Job: All the data below goes into the copy word for word, but the pictures don't.

──────── Data shown ────────

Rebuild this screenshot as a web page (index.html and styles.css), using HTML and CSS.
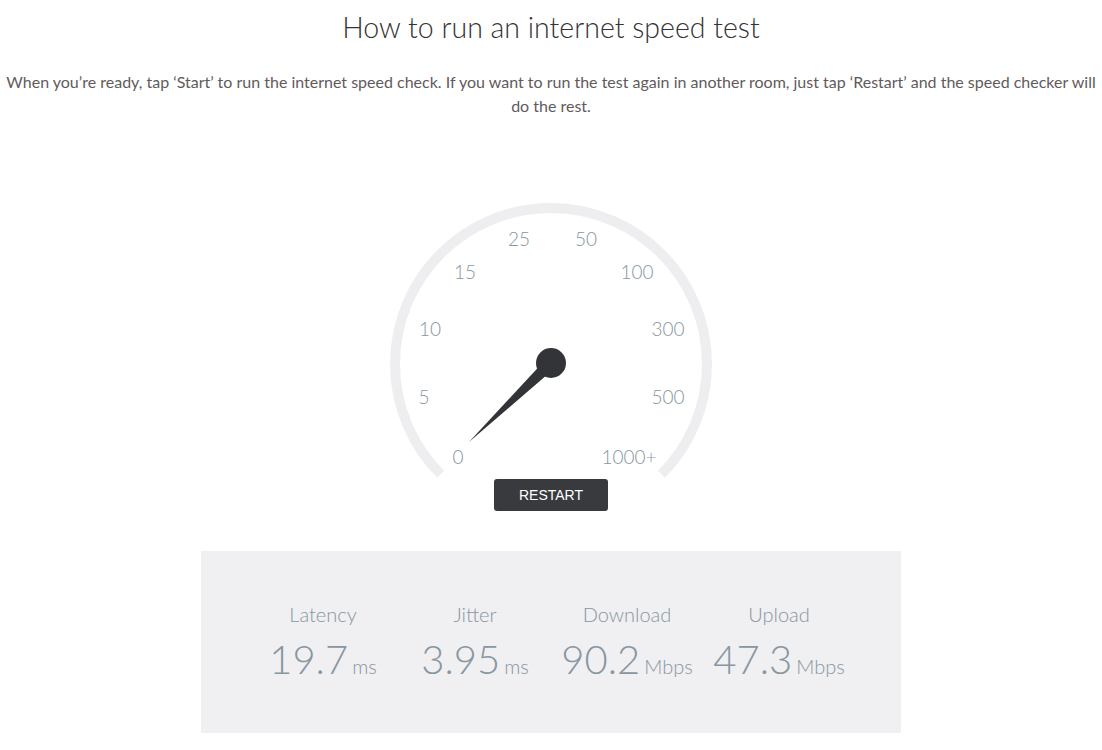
FILE: index.html
```html
<!DOCTYPE html>
<html>
<head>
<meta charset="utf-8">
<link rel="stylesheet" href="styles.css">
</head>
<body>
<section class="intro">
  <h1 class="title">How to run an internet speed test</h1>
  <p class="lead">When you’re ready, tap ‘Start’ to run the internet speed check. If you want to run the test again in another room, just tap ‘Restart’ and the speed checker will do the rest.</p>
</section>
<section class="gauge-wrap">
  <svg class="gauge" width="340" height="284" viewBox="0 0 340 284">
    <path d="M 59.7 279.3 A 156 156 0 1 1 280.3 279.3" fill="none" stroke="#eeedf0" stroke-width="10"/>
    <g class="ticks" text-anchor="middle" dominant-baseline="central">
      <text x="77" y="261">0</text>
      <text x="43" y="201">5</text>
      <text x="49" y="133">10</text>
      <text x="84" y="76">15</text>
      <text x="138" y="43">25</text>
      <text x="205" y="43">50</text>
      <text x="256" y="76">100</text>
      <text x="287" y="133">300</text>
      <text x="287" y="201">500</text>
      <text x="248" y="261">1000+</text>
    </g>
    <polygon points="174.5,172.6 165.5,163.4 88,247" fill="#333438"/>
    <circle cx="170" cy="168" r="15" fill="#333438"/>
  </svg>
  <button class="restart">RESTART</button>
</section>
<section class="results">
  <div class="stat">
    <div class="stat-label">Latency</div>
    <div class="stat-value">19.7<span class="unit">ms</span></div>
  </div>
  <div class="stat">
    <div class="stat-label">Jitter</div>
    <div class="stat-value">3.95<span class="unit">ms</span></div>
  </div>
  <div class="stat">
    <div class="stat-label">Download</div>
    <div class="stat-value">90.2<span class="unit">Mbps</span></div>
  </div>
  <div class="stat">
    <div class="stat-label">Upload</div>
    <div class="stat-value">47.3<span class="unit">Mbps</span></div>
  </div>
</section>
</body>
</html>
```

FILE: styles.css
```css
html, body {
  margin: 0;
  padding: 0;
  background: #ffffff;
}
body {
  font-family: Lato, "Liberation Sans", sans-serif;
  width: 1102px;
}
.intro {
  text-align: center;
  padding: 0 4px;
}
.title {
  margin: 0;
  padding-top: 10px;
  font-family: Lato, sans-serif;
  font-weight: 300;
  font-size: 28.5px;
  line-height: 34px;
  color: #333333;
}
.lead {
  margin: 26px 0 0;
  font-family: Lato, sans-serif;
  font-weight: 400;
  font-size: 16px;
  line-height: 24px;
  color: #5f5b5c;
}
.gauge-wrap {
  display: flex;
  flex-direction: column;
  align-items: center;
  margin-top: 77px;
}
.gauge {
  display: block;
  overflow: visible;
}
.ticks text {
  font-family: Lato, sans-serif;
  font-weight: 300;
  font-size: 19px;
  fill: #8796a1;
}
.restart {
  width: 114px;
  height: 32px;
  border: none;
  border-radius: 3px;
  background: #393a3e;
  color: #ffffff;
  font-family: "Liberation Sans", Arial, sans-serif;
  font-size: 14px;
  padding: 0;
  margin-top: 0;
}
.results {
  width: 700px;
  height: 182px;
  margin: 40px auto 0;
  background: #f0eff1;
  display: flex;
  justify-content: center;
  box-sizing: border-box;
  padding-top: 50px;
}
.stat {
  width: 152px;
  text-align: center;
  color: #8796a1;
}
.stat-label {
  font-weight: 300;
  font-size: 20px;
  line-height: 26px;
}
.stat-value {
  font-weight: 300;
  font-size: 40px;
  line-height: 48px;
  margin-top: 8px;
  white-space: nowrap;
}
.unit {
  font-size: 20px;
  margin-left: 4px;
}
```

────────

Complete response:
Rebuild this screenshot as a web page (index.html and styles.css), using HTML and CSS.
FILE: index.html
```html
<!DOCTYPE html>
<html>
<head>
<meta charset="utf-8">
<link rel="stylesheet" href="styles.css">
</head>
<body>
<section class="intro">
  <h1 class="title">How to run an internet speed test</h1>
  <p class="lead">When you’re ready, tap ‘Start’ to run the internet speed check. If you want to run the test again in another room, just tap ‘Restart’ and the speed checker will do the rest.</p>
</section>
<section class="gauge-wrap">
  <svg class="gauge" width="340" height="284" viewBox="0 0 340 284">
    <path d="M 59.7 279.3 A 156 156 0 1 1 280.3 279.3" fill="none" stroke="#eeedf0" stroke-width="10"/>
    <g class="ticks" text-anchor="middle" dominant-baseline="central">
      <text x="77" y="261">0</text>
      <text x="43" y="201">5</text>
      <text x="49" y="133">10</text>
      <text x="84" y="76">15</text>
      <text x="138" y="43">25</text>
      <text x="205" y="43">50</text>
      <text x="256" y="76">100</text>
      <text x="287" y="133">300</text>
      <text x="287" y="201">500</text>
      <text x="248" y="261">1000+</text>
    </g>
    <polygon points="174.5,172.6 165.5,163.4 88,247" fill="#333438"/>
    <circle cx="170" cy="168" r="15" fill="#333438"/>
  </svg>
  <button class="restart">RESTART</button>
</section>
<section class="results">
  <div class="stat">
    <div class="stat-label">Latency</div>
    <div class="stat-value">19.7<span class="unit">ms</span></div>
  </div>
  <div class="stat">
    <div class="stat-label">Jitter</div>
    <div class="stat-value">3.95<span class="unit">ms</span></div>
  </div>
  <div class="stat">
    <div class="stat-label">Download</div>
    <div class="stat-value">90.2<span class="unit">Mbps</span></div>
  </div>
  <div class="stat">
    <div class="stat-label">Upload</div>
    <div class="stat-value">47.3<span class="unit">Mbps</span></div>
  </div>
</section>
</body>
</html>
```

FILE: styles.css
```css
html, body {
  margin: 0;
  padding: 0;
  background: #ffffff;
}
body {
  font-family: Lato, "Liberation Sans", sans-serif;
  width: 1102px;
}
.intro {
  text-align: center;
  padding: 0 4px;
}
.title {
  margin: 0;
  padding-top: 10px;
  font-family: Lato, sans-serif;
  font-weight: 300;
  font-size: 28.5px;
  line-height: 34px;
  color: #333333;
}
.lead {
  margin: 26px 0 0;
  font-family: Lato, sans-serif;
  font-weight: 400;
  font-size: 16px;
  line-height: 24px;
  color: #5f5b5c;
}
.gauge-wrap {
  display: flex;
  flex-direction: column;
  align-items: center;
  margin-top: 77px;
}
.gauge {
  display: block;
  overflow: visible;
}
.ticks text {
  font-family: Lato, sans-serif;
  font-weight: 300;
  font-size: 19px;
  fill: #8796a1;
}
.restart {
  width: 114px;
  height: 32px;
  border: none;
  border-radius: 3px;
  background: #393a3e;
  color: #ffffff;
  font-family: "Liberation Sans", Arial, sans-serif;
  font-size: 14px;
  padding: 0;
  margin-top: 0;
}
.results {
  width: 700px;
  height: 182px;
  margin: 40px auto 0;
  background: #f0eff1;
  display: flex;
  justify-content: center;
  box-sizing: border-box;
  padding-top: 50px;
}
.stat {
  width: 152px;
  text-align: center;
  color: #8796a1;
}
.stat-label {
  font-weight: 300;
  font-size: 20px;
  line-height: 26px;
}
.stat-value {
  font-weight: 300;
  font-size: 40px;
  line-height: 48px;
  margin-top: 8px;
  white-space: nowrap;
}
.unit {
  font-size: 20px;
  margin-left: 4px;
}
```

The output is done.